No, it is not. GDX represents ownership in the businesses that mine gold, introducing operational, management, and market risks that physical gold doesn’t have. It offers leverage to the gold price but comes with significantly higher volatility.
Why does GDX sometimes fall even when gold prices are rising?
This can happen for several reasons: a spike in energy costs raising mining expenses, negative news from a major company within the ETF, a major geopolitical event in a key mining region, or a broader stock market sell-off dragging all equities down.
What is the biggest risk of investing in GDX?

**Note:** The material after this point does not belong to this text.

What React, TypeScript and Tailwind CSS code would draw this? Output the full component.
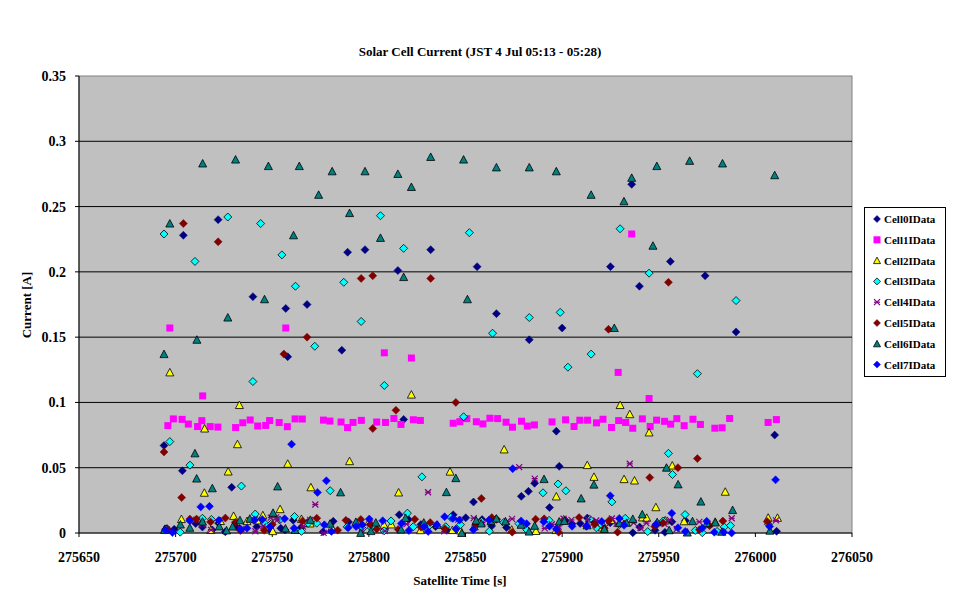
import React from 'react';

const L = 79, R = 852, T = 76, B = 533;
const sx = (t: number) => L + ((t - 275650) / 400) * (R - L);
const sy = (v: number) => B - (v / 0.35) * (B - T);

function rng(seed: number) {
  let s = seed;
  return () => {
    s = (s * 16807) % 2147483647;
    return (s - 1) / 2147483646;
  };
}

type Pt = [number, number];
const highs: Record<number, Pt[]> = {
  0: [[275704,0.228],[275722,0.24],[275740,0.181],[275757,0.172],[275768,0.175],[275789,0.215],[275798,0.217],[275815,0.201],[275832,0.217],[275856,0.204],[275866,0.168],[275883,0.148],[275900,0.157],[275925,0.204],[275936,0.267],[275940,0.189],[275956,0.208],[275974,0.197],[275990,0.154],[276010,0.075],[275694,0.067],[275758,0.135],[275786,0.14],[275818,0.087],[275897,0.078],[275729,0.035]],
  1: [[275697,0.157],[275714,0.105],[275757,0.157],[275808,0.138],[275822,0.134],[275929,0.123],[275936,0.229],[275945,0.103]],
  2: [[275697,0.123],[275733,0.098],[275758,0.053],[275770,0.035],[275822,0.106],[275870,0.064],[275930,0.098],[275935,0.091],[275945,0.077],[275715,0.08],[275732,0.068],[275790,0.055],[275842,0.047],[275913,0.052],[275897,0.028]],
  3: [[275694,0.229],[275710,0.208],[275727,0.242],[275744,0.237],[275755,0.213],[275762,0.189],[275787,0.192],[275796,0.162],[275806,0.243],[275818,0.218],[275852,0.23],[275864,0.153],[275883,0.165],[275899,0.169],[275903,0.127],[275930,0.233],[275945,0.199],[275970,0.122],[275990,0.178],[275740,0.116],[275772,0.143],[275808,0.113],[275849,0.089],[275915,0.137],[275697,0.07],[275955,0.061]],
  4: [[275752,0.012],[275935,0.053]],
  5: [[275704,0.237],[275722,0.223],[275756,0.137],[275768,0.15],[275796,0.195],[275802,0.197],[275832,0.195],[275924,0.156],[275955,0.192],[275814,0.094],[275845,0.1],[275694,0.062],[275802,0.08],[275970,0.057]],
  6: [[275697,0.237],[275714,0.283],[275731,0.286],[275748,0.281],[275764,0.281],[275781,0.277],[275798,0.277],[275815,0.275],[275832,0.288],[275849,0.286],[275866,0.28],[275883,0.28],[275897,0.277],[275915,0.259],[275932,0.254],[275949,0.281],[275966,0.285],[275983,0.283],[276010,0.274],[275774,0.259],[275790,0.245],[275806,0.226],[275822,0.265],[275936,0.272],[275947,0.22],[275694,0.137],[275711,0.148],[275727,0.165],[275746,0.179],[275761,0.228],[275818,0.196],[275851,0.179],[275927,0.157],[275710,0.061],[275845,0.042],[275954,0.05]],
  7: [[275713,0.02],[275760,0.068],[275778,0.04],[275845,0.003]],
};

const series = [0,1,2,3,4,5,6,7].map((k) => {
  const r = rng(97 + k * 131);
  const pts: Pt[] = [...highs[k]];
  for (let t = 275694; t <= 276010; t += 3.9) {
    if (t > 275990 && t < 276005) continue;
    if (k === 1) {
      if (r() < 0.85) pts.push([t + r() * 2, 0.08 + r() * 0.008]);
      continue;
    }
    const p = r();
    if (p < 0.55) pts.push([t + r() * 2, r() * 0.012]);
    else if (p < 0.65) pts.push([t + r() * 2, 0.012 + r() * 0.04]);
  }
  return pts;
});

const colors = ['#000080','#ff00ff','#ffff00','#00ffff','#800080','#800000','#008080','#0000ff'];

function Marker({ k, x, y, s = 4 }: { k: number; x: number; y: number; s?: number }) {
  const c = colors[k];
  if (k === 1) return <rect x={x - 3.5} y={y - 3.5} width={7} height={7} fill={c} />;
  if (k === 2 || k === 6)
    return <polygon points={`${x},${y - s} ${x + s},${y + s - 0.5} ${x - s},${y + s - 0.5}`} fill={c} stroke="#000" strokeWidth={0.8} />;
  if (k === 4)
    return (
      <g stroke={c} strokeWidth={1.2}>
        <line x1={x - 3} y1={y - 3} x2={x + 3} y2={y + 3} />
        <line x1={x - 3} y1={y + 3} x2={x + 3} y2={y - 3} />
        <line x1={x - 3} y1={y} x2={x + 3} y2={y} />
      </g>
    );
  return <polygon points={`${x},${y - s} ${x + s},${y} ${x},${y + s} ${x - s},${y}`} fill={c} stroke={k === 3 ? '#000' : c} strokeWidth={k === 3 ? 0.8 : 0.5} />;
}

export default function App() {
  const yTicks = [0, 0.05, 0.1, 0.15, 0.2, 0.25, 0.3, 0.35];
  const xTicks = [275650, 275700, 275750, 275800, 275850, 275900, 275950, 276000, 276050];
  const font = '"Liberation Serif", "Times New Roman", serif';
  return (
    <div className="w-[970px] h-[604px] bg-white">
      <svg width={970} height={604} style={{ fontFamily: font }} className="font-bold">
        <text x={480} y={56} textAnchor="middle" fontSize={13}>Solar Cell Current (JST 4 Jul 05:13 - 05:28)</text>
        <rect x={L} y={T} width={R - L} height={B - T} fill="#c0c0c0" stroke="#808080" />
        {yTicks.slice(1, -1).map((v) => (
          <line key={v} x1={L} x2={R} y1={sy(v)} y2={sy(v)} stroke="#000" />
        ))}
        <line x1={L} x2={L} y1={T} y2={B} stroke="#000" />
        <line x1={L} x2={R} y1={B} y2={B} stroke="#000" />
        {yTicks.map((v) => (
          <g key={v}>
            <line x1={L - 4} x2={L} y1={sy(v)} y2={sy(v)} stroke="#000" />
            <text x={66} y={sy(v) + 5} textAnchor="end" fontSize={14}>{v === 0 ? '0' : String(v)}</text>
          </g>
        ))}
        {xTicks.map((t) => (
          <g key={t}>
            <line x1={sx(t)} x2={sx(t)} y1={B} y2={B + 4} stroke="#000" />
            <text x={sx(t)} y={562} textAnchor="middle" fontSize={14}>{t}</text>
          </g>
        ))}
        {series.map((pts, k) => pts.map(([t, v], i) => <Marker key={`${k}-${i}`} k={k} x={sx(t)} y={sy(v)} />))}
        <text x={460} y={585} textAnchor="middle" fontSize={13}>Satellite Time [s]</text>
        <text transform="translate(31,305) rotate(-90)" textAnchor="middle" fontSize={13}>Current [A]</text>
        <rect x={864.5} y={207.5} width={81} height={169} fill="#fff" stroke="#000" />
        {colors.map((_, k) => (
          <g key={k}>
            <Marker k={k} x={877} y={219 + k * 20.8} s={3.5} />
            <text x={884} y={223 + k * 20.8} fontSize={11}>{`Cell${k}IData`}</text>
          </g>
        ))}
      </svg>
    </div>
  );
}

The biggest risk is its inherent volatility due to operational leverage. A small drop in the price of gold can cause a much larger percentage drop in miner profitability and stock prices, leading to significant capital losses if timed incorrectly.
How do oil prices affect GDX stock value?
Oil and other energy sources are a primary operational cost for mining companies, powering machinery and transport. Rising oil prices increase a miner’s All-In Sustaining Costs (AISC), which squeezes profit margins and can negatively impact their stock value, thus weighing on GDX.